# [Goal]
Find every line in the records below that holds the word "screenshot", and copy each one.

+--

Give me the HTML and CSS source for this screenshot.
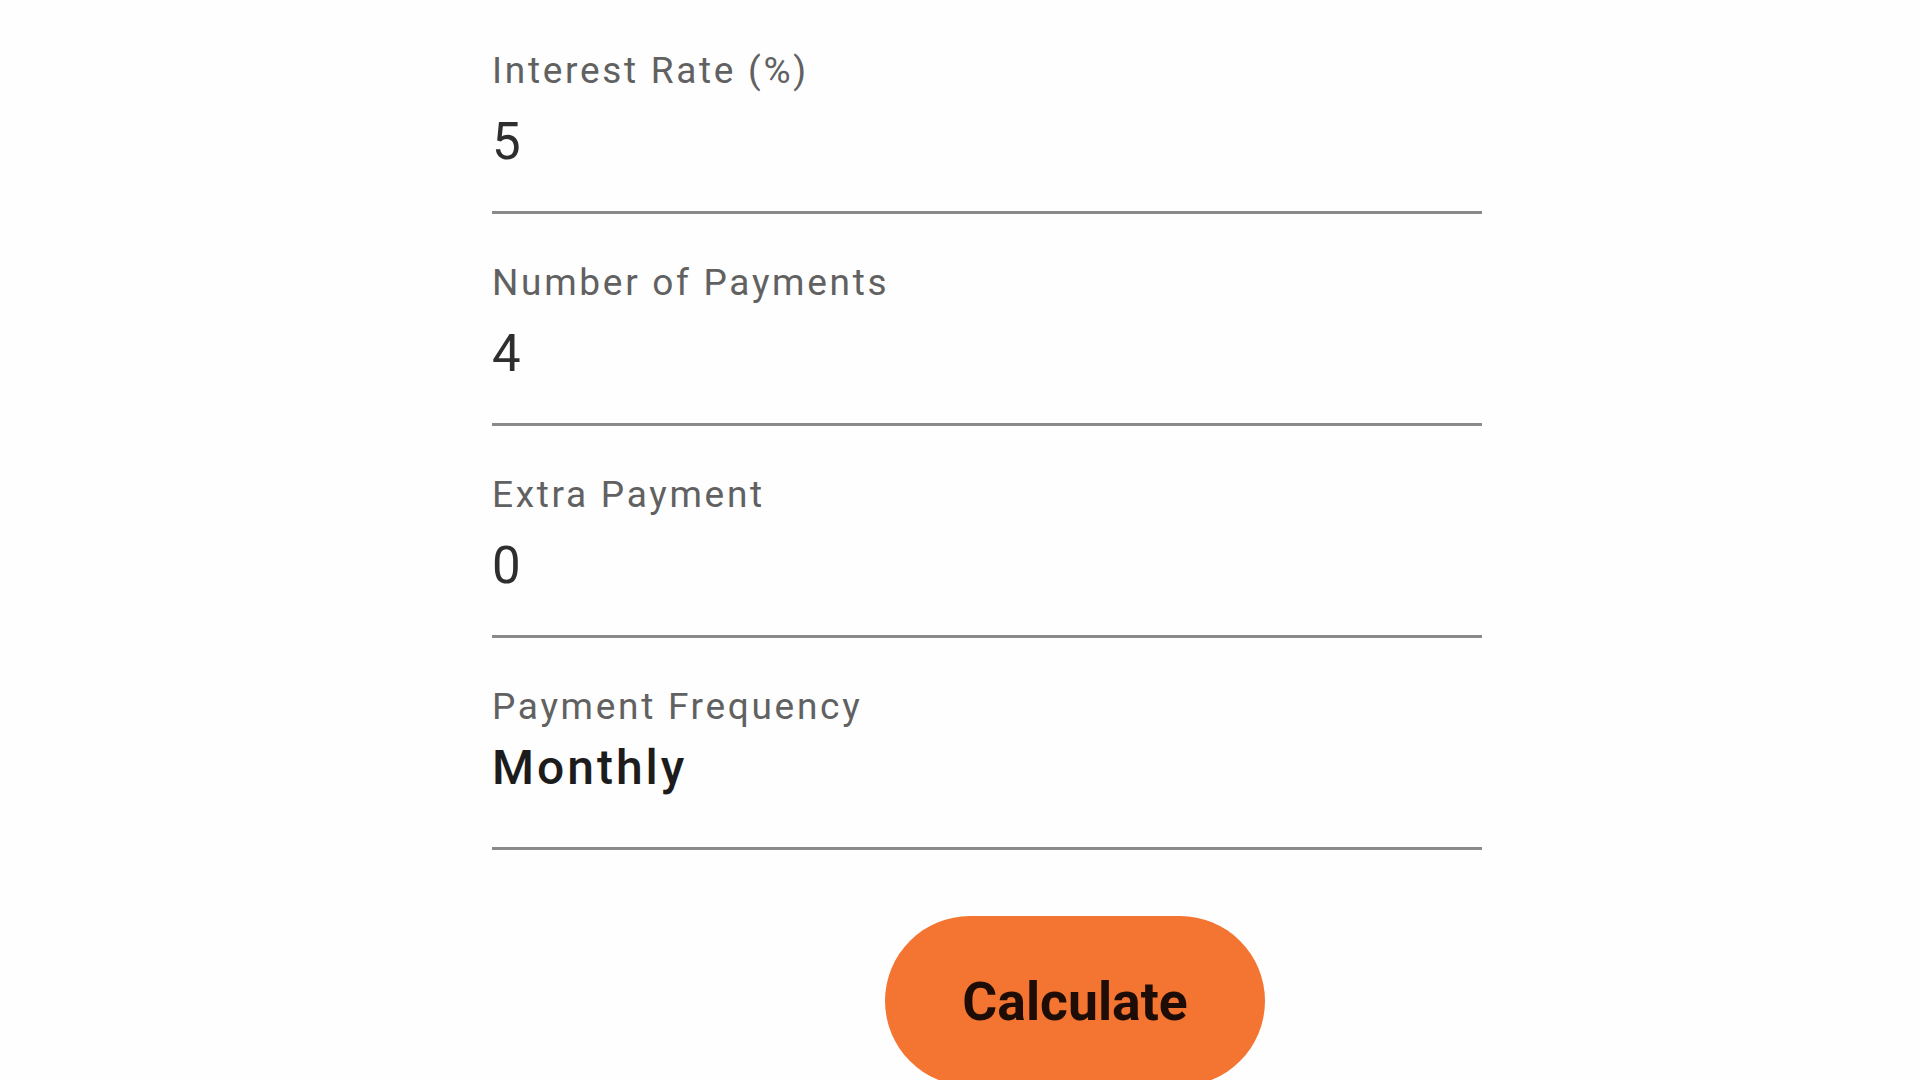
FILE: index.html
```html
<!DOCTYPE html>
<html lang="en">
<head>
<meta charset="utf-8">
<title>Loan Calculator</title>
<link rel="stylesheet" href="styles.css">
</head>
<body>
<main class="form">
  <div class="field">
    <div class="label">Interest Rate (%)</div>
    <div class="value">5</div>
  </div>
  <div class="field">
    <div class="label">Number of Payments</div>
    <div class="value">4</div>
  </div>
  <div class="field">
    <div class="label">Extra Payment</div>
    <div class="value">0</div>
  </div>
  <div class="field field-select">
    <div class="label">Payment Frequency</div>
    <div class="value value-select">Monthly</div>
  </div>
  <div class="actions">
    <button class="btn">Calculate</button>
  </div>
</main>
</body>
</html>
```
FILE: styles.css
```css
html, body {
  margin: 0;
  padding: 0;
  background: #fefefe;
  height: 1080px;
  overflow: hidden;
}
body {
  font-family: Roboto, "Liberation Sans", sans-serif;
  padding-top: 2px;
  box-sizing: border-box;
}
.form {
  width: 990px;
  margin-left: 492px;
  display: flex;
  flex-direction: column;
}
.field {
  padding-top: 51px;
  padding-bottom: 44px;
  border-bottom: 3px solid #8a8a8a;
  display: flex;
  flex-direction: column;
}
.label {
  font-size: 37px;
  line-height: 36px;
  height: 36px;
  color: #616161;
  letter-spacing: 2.7px;
  white-space: nowrap;
}
.value {
  margin-top: 28px;
  font-size: 51px;
  line-height: 50px;
  height: 50px;
  color: #2e2e2e;
  letter-spacing: 2px;
}
.field-select {
  padding-bottom: 54px;
}
.value-select {
  margin-top: 18px;
  font-size: 48px;
  font-weight: 500;
  color: #1c1c1c;
  letter-spacing: 3px;
}
.actions {
  display: flex;
  padding-top: 66px;
  padding-left: 393px;
}
.btn {
  width: 380px;
  height: 170px;
  border: none;
  border-radius: 85px;
  background: #f47432;
  color: #1e0d06;
  font-family: Roboto, "Liberation Sans", sans-serif;
  font-weight: 700;
  font-size: 53.5px;
  padding: 0;
  display: flex;
  align-items: center;
  justify-content: center;
}
```
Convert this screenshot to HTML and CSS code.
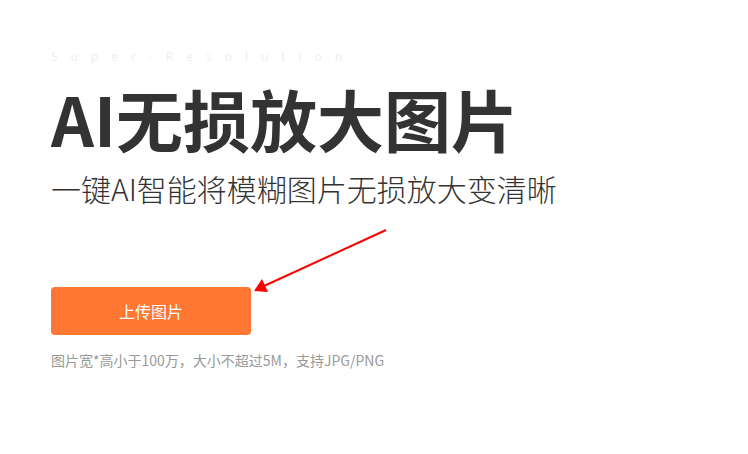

+--

# [Output of the exercise]
Give me the HTML and CSS source for this screenshot.
Convert this screenshot to HTML and CSS code.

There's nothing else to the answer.